Sunday, March 31, 2013
3:58 pm
I don't know when my love of hydrangeas became so pervasive. I
knew they were common, flowering late in the summer like clockwork. I knew that
whenever I walked around the perimeter of our house, I could check on their
progress, the coloring and the expression of their blues vibrant at any given
time of day. I know I am now militant about watering them, prodding my mom to
make sure to keep them wet, check to see if deer have been chewing their bright leaves when their foraging in the woods produces nothing quite as green.
I love hydrangea
for their flexibility. Don't love pink petals? No problem--add acidiy to change
them from bright pinks to blues. I’ve never liked the pink variety.
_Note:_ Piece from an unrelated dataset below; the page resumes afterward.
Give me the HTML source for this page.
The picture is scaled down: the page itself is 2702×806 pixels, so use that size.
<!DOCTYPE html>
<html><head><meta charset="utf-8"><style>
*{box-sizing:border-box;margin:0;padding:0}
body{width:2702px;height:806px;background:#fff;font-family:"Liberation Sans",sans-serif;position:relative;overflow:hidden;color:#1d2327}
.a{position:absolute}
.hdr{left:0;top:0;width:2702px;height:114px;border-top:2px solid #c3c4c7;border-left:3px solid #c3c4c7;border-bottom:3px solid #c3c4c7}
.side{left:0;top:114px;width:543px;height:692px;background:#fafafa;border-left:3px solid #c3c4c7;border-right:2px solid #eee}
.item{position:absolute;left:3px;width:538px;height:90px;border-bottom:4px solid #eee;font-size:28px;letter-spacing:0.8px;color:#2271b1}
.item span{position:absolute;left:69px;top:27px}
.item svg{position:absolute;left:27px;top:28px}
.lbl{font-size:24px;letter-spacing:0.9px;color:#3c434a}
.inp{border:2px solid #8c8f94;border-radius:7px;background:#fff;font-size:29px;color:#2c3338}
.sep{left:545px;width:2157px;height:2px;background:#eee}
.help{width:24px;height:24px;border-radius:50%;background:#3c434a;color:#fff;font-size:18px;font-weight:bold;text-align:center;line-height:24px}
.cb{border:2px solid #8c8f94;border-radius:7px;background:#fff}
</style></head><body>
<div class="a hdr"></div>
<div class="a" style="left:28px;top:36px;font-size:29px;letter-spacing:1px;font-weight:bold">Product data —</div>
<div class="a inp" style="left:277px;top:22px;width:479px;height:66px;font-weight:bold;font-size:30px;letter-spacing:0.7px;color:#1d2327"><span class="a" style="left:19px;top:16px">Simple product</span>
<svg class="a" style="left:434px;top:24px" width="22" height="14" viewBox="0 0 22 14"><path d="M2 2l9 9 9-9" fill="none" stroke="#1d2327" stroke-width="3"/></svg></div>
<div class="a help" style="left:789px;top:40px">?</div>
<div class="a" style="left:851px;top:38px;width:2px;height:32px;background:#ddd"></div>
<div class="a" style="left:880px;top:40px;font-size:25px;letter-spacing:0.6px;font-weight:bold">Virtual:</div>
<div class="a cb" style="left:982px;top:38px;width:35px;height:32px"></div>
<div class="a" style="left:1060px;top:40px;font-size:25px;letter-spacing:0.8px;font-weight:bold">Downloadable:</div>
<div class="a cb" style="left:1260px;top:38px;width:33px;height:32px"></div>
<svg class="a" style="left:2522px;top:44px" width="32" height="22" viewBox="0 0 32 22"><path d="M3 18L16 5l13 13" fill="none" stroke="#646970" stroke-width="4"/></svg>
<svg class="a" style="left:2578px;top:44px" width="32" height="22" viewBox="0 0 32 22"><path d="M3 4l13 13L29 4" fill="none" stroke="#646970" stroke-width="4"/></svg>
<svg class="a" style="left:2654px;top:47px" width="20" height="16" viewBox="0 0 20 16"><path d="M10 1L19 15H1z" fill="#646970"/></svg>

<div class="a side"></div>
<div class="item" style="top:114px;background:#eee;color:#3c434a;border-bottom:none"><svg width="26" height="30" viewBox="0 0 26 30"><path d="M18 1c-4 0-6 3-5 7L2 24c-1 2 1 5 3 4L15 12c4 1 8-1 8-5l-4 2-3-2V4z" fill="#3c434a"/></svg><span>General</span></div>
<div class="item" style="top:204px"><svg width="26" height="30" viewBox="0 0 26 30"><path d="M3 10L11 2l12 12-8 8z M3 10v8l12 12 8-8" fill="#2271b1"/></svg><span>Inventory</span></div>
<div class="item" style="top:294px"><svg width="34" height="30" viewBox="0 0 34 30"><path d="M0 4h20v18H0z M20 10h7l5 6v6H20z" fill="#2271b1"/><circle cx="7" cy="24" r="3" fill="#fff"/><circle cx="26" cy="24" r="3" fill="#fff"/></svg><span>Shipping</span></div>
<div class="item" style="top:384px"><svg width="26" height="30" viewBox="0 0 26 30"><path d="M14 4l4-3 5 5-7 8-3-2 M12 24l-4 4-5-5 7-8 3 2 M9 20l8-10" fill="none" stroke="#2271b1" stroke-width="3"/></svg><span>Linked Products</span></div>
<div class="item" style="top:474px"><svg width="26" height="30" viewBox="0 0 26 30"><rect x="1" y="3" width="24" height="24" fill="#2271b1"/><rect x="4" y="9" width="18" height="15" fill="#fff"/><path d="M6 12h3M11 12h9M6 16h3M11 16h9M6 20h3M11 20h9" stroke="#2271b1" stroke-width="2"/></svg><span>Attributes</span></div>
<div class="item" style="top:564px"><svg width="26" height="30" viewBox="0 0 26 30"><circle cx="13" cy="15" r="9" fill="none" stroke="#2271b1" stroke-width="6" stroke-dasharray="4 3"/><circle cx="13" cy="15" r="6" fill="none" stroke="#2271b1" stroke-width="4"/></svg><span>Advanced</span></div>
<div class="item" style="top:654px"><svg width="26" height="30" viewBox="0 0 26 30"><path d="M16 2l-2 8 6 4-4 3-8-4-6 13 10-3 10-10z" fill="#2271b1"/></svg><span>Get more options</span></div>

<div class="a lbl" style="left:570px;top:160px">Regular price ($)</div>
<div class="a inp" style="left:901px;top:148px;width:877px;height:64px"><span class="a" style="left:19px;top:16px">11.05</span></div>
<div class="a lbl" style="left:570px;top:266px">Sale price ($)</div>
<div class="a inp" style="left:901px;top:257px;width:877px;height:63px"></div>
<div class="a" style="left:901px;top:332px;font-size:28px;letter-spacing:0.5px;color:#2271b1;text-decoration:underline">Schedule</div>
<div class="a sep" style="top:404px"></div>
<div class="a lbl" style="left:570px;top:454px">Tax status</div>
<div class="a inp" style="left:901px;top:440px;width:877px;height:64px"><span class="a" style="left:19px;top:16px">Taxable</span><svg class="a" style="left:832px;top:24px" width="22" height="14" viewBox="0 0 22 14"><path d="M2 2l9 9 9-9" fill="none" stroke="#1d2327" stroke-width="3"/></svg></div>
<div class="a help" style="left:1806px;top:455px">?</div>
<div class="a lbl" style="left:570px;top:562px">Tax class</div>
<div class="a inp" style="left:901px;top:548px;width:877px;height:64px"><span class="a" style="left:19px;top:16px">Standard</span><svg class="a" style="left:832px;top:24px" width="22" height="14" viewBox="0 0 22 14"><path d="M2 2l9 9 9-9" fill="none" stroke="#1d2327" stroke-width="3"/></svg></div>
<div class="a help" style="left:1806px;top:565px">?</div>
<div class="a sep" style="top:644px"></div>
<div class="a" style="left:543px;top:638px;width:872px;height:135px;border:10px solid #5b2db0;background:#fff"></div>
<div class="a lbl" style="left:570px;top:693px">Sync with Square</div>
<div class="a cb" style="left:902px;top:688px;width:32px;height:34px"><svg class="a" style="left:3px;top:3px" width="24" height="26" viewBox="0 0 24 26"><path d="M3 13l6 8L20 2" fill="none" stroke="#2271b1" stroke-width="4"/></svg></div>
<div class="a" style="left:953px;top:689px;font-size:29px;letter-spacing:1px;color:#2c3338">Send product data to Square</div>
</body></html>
The shade
always seemed slightly unimpressive and suburban; someone might mistake my
favorite flowers for nameless landscaping shrubs. A pink hydrangea plant seem
ready for that most virulent of adjectives—common.
Realistically, are the blue variety that much more unique? Could they actually be called risqué,
fabulous, rum raisin to someone’s expectation of vanilla? Probably not. But the
blue hydrangeas that have their roots next to the twin chimneys on the side of
my house could never be mistaken for the choice of a landscaper who needed
filler. They produce the kind of shocking, spectacular blue blooms that artists
would squat before in plein air exercises, the blue claimed by men of royalty
who wanted a color that spoke of majesty and power from which they could
exclude all others. These hydrangea are shocking.
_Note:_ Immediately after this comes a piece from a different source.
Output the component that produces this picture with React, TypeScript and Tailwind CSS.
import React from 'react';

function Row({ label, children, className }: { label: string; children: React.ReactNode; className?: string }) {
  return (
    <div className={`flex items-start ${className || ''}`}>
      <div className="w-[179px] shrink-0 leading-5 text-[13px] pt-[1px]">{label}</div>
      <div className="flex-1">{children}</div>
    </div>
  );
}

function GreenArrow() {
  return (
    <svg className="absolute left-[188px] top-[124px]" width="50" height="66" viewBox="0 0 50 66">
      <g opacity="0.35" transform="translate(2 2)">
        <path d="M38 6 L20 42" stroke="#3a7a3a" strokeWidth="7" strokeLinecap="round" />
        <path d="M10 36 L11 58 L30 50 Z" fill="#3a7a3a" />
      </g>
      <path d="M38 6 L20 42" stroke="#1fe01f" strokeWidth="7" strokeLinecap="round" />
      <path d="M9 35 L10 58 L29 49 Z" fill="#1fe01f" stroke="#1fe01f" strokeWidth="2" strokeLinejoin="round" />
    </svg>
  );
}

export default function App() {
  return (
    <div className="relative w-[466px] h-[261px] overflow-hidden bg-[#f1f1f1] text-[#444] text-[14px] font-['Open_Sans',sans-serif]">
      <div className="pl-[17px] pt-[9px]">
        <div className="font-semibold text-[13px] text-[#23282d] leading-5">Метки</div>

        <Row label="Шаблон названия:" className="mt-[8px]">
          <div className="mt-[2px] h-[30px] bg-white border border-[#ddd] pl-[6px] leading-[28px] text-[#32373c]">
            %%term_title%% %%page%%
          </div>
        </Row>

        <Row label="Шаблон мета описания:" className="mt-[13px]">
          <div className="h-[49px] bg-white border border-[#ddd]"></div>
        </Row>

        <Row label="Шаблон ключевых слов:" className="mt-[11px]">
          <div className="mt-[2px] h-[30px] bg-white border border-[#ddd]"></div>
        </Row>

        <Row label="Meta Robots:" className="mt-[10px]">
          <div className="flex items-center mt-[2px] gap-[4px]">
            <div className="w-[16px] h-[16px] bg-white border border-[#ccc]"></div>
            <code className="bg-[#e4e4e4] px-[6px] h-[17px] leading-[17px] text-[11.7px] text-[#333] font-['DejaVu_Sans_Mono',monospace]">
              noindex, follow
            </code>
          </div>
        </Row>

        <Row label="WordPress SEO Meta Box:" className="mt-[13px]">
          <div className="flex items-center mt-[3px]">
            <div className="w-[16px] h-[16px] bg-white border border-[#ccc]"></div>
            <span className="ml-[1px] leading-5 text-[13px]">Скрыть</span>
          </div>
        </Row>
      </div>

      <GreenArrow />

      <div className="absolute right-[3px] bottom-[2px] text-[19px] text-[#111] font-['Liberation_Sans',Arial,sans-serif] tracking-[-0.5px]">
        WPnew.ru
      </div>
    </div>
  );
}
The ability to change is perhaps my
favorite aspect of the flower. They can be manipulated while remaining true to
their nature. They grow more beautiful in the eyes of the beholder but neither
lose nor gain anything from their own selves. They are hardy and love the shade.
They droop in direct sun but deep watering will perk up their large leaves.
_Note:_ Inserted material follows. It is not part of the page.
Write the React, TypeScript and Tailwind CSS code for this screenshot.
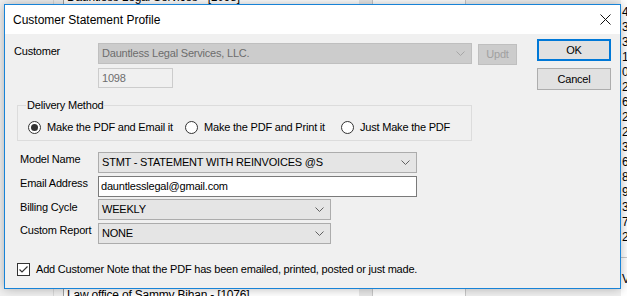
import React from "react";

const font = { fontFamily: '"Liberation Sans", Arial, sans-serif' };

function Chevron({ color = "#606060" }: { color?: string }) {
  return (
    <svg width="9" height="5" viewBox="0 0 9 5" className="shrink-0">
      <polyline points="0.5,0.5 4.5,4.5 8.5,0.5" fill="none" stroke={color} strokeWidth="1" />
    </svg>
  );
}

function Combo({ text, w, disabled = false }: { text: string; w: string; disabled?: boolean }) {
  return (
    <div
      className={
        "flex items-center justify-between h-[21px] pl-[3px] pr-[6px] border " +
        w +
        (disabled
          ? " bg-[#cccccc] border-[#bfbfbf] text-[#6d6d6d]"
          : " bg-[#e5e5e5] border-[#acacac] text-black")
      }
    >
      <span className="whitespace-nowrap">{text}</span>
      <Chevron color={disabled ? "#a6a6a6" : "#606060"} />
    </div>
  );
}

function Radio({ checked = false, label, w }: { checked?: boolean; label: string; w?: string }) {
  return (
    <div className={"flex items-center gap-[6px] " + (w ?? "")}>
      <div className="w-[13px] h-[13px] rounded-full border border-[#333333] bg-white flex items-center justify-center shrink-0">
        {checked && <div className="w-[7px] h-[7px] rounded-full bg-[#333333]" />}
      </div>
      <span className="whitespace-nowrap leading-[13px]">{label}</span>
    </div>
  );
}

const digits = ["4", "3", "3", "1", "0", "2", "6", "2", "2", "3", "6", "8", "9", "3", "7", "2"];

export default function App() {
  return (
    <div
      className="relative w-[627px] h-[296px] overflow-hidden bg-[#f0f0f0] text-[11px] tracking-[-0.2px] text-black"
      style={font}
    >
      {/* background window */}
      <div className="flex h-full">
        <div className="w-[54px] h-full bg-[#f0f0f0] border-r border-[#d9d9d9]" />
        <div className="w-[10px] h-full bg-[#f0f0f0] border-r border-[#a0a0a0]" />
        <div className="w-[295px] h-full bg-white flex flex-col justify-between pl-[3px] text-[12px]">
          <span className="mt-[-12px] whitespace-nowrap">Dauntless Legal Services - [1098]</span>
          <span className="mb-[-8px] whitespace-nowrap">Law office of Sammy Bihan - [1076]</span>
        </div>
        <div className="w-[14px] h-full bg-[#e8e8e8] border-r border-[#c8c8c8]" />
        <div className="w-[93px] h-full bg-white border-r border-[#c8c8c8]" />
        <div className="flex-1 h-full bg-[#f0f0f0]" />
        <div className="w-[6px] h-full bg-white flex flex-col pt-[5px] text-[12px] leading-[15px] overflow-hidden">
          {digits.map((d, i) => (
            <span key={i} className="pl-[1px]">{d}</span>
          ))}
          <div className="mt-[12px] border-t border-[#c8c8c8] h-[18px] pl-[1px] pt-[14px]">Va</div>
        </div>
      </div>

      {/* dialog */}
      <div className="absolute left-[4px] top-[4px] w-[617px] h-[285px] border border-[#1883d7] bg-[#f0f0f0] flex flex-col shadow-[0_0_10px_rgba(0,0,0,0.28)]">
        <div className="h-[29px] bg-white flex items-center justify-between pl-[8px] pr-[9px] shrink-0">
          <span className="text-[12px] tracking-normal">Customer Statement Profile</span>
          <svg width="11" height="11" viewBox="0 0 11 11">
            <line x1="0.5" y1="0.5" x2="10.5" y2="10.5" stroke="#111" strokeWidth="1" />
            <line x1="10.5" y1="0.5" x2="0.5" y2="10.5" stroke="#111" strokeWidth="1" />
          </svg>
        </div>

        <div className="flex flex-col">
          {/* top section */}
          <div className="flex items-start">
            <div className="ml-[9px] mt-[9px] flex flex-col">
              <div className="flex items-start">
                <span className="w-[84px] pt-[2px] leading-[13px]">Customer</span>
                <Combo text="Dauntless Legal Services, LLC." w="w-[374px]" disabled />
                <div className="ml-[6px] mt-[1px] w-[39px] h-[21px] bg-[#cccccc] border border-[#bfbfbf] text-[#a0a0a0] flex items-center justify-center">
                  Updt
                </div>
              </div>
              <div className="ml-[84px] mt-[3px] w-[75px] h-[20px] bg-[#f0f0f0] border border-[#cccccc] text-[#6d6d6d] flex items-center pl-[3px]">
                1098
              </div>
            </div>
            <div className="ml-[20px] mt-[5px] flex flex-col gap-[7px]">
              <div className="w-[74px] h-[22px] bg-[#e1e1e1] border-2 border-[#0078d7] flex items-center justify-center">
                OK
              </div>
              <div className="w-[74px] h-[22px] bg-[#e1e1e1] border border-[#adadad] flex items-center justify-center">
                Cancel
              </div>
            </div>
          </div>

          {/* delivery method group */}
          <div className="relative ml-[12px] mt-[15px] w-[455px] h-[36px] border border-[#dcdcdc]">
            <span className="absolute -top-[7px] left-[8px] px-[1px] bg-[#f0f0f0] leading-[13px]">
              Delivery Method
            </span>
            <div className="flex items-center mt-[15px] pl-[10px]">
              <Radio checked label="Make the PDF and Email it" w="w-[157px]" />
              <Radio label="Make the PDF and Print it" w="w-[156px]" />
              <Radio label="Just Make the PDF" />
            </div>
          </div>

          {/* form rows */}
          <div className="ml-[15px] mt-[11px] flex flex-col">
            <div className="flex items-start">
              <span className="w-[78px] pt-[1px] leading-[13px]">Model Name</span>
              <Combo text="STMT - STATEMENT WITH REINVOICES @S" w="w-[319px]" />
            </div>
            <div className="flex items-start mt-[3px]">
              <span className="w-[78px] pt-[1px] leading-[13px]">Email Address</span>
              <div className="w-[319px] h-[21px] bg-white border border-[#7a7a7a] flex items-center pl-[2px]">
                dauntlesslegal@gmail.com
              </div>
            </div>
            <div className="flex items-start mt-[2px]">
              <span className="w-[78px] pt-[2px] leading-[13px]">Billing Cycle</span>
              <Combo text="WEEKLY" w="w-[233px]" />
            </div>
            <div className="flex items-start mt-[3px]">
              <span className="w-[78px] pt-[1px] leading-[13px]">Custom Report</span>
              <Combo text="NONE" w="w-[233px]" />
            </div>
          </div>

          {/* checkbox */}
          <div className="ml-[12px] mt-[19px] flex items-center gap-[6px]">
            <div className="w-[13px] h-[13px] border border-[#333333] bg-white flex items-center justify-center shrink-0">
              <svg width="11" height="11" viewBox="0 0 11 11">
                <polyline points="1.5,5.5 4,8 9.5,2.5" fill="none" stroke="#333" strokeWidth="1.2" />
              </svg>
            </div>
            <span className="whitespace-nowrap leading-[13px]">
              Add Customer Note that the PDF has been emailed, printed, posted or just made.
            </span>
          </div>
        </div>
      </div>
    </div>
  );
}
They bloom graciously in the day, unlike petulant tigerlillies, and their flowers can last for weeks.
They are almost as beautiful dead as alive; dried, they are a bouquet that can
last winter after winter, preserved in delicate bunches. They grow in groups on a single plant, but they do not compete with each other as roses
seem to. They share and worship the sun together, exultant in each abundant
head. Hydrangea seem common, but they are in deep demand at weddings and garden
parties, easy to gather into thick arrangements that seem expensive even as
they shun the precociousness of orchids and peonies.
In the beds and perimeters of the house I grew up in, our hydrangea have thrived and flowered for nearly twenty years. The oldest of the two bushes are on the northwest side of the house, where they thrive in the moist soil that a leaky spigot provides for their deep roots. On occasional days in the summer, my mother will cut a few of the mopheads and gather them on the worn kitchen island, the most beautiful of blooms never cut for a simple bouquet, but left to dry naturally on their stems outside. Besides their beauty and the common sense of their growth, hydrangea are consistent with one specific word that, when I look at them, makes their beautiful flowers all the more precious. Hydrangeas mean home.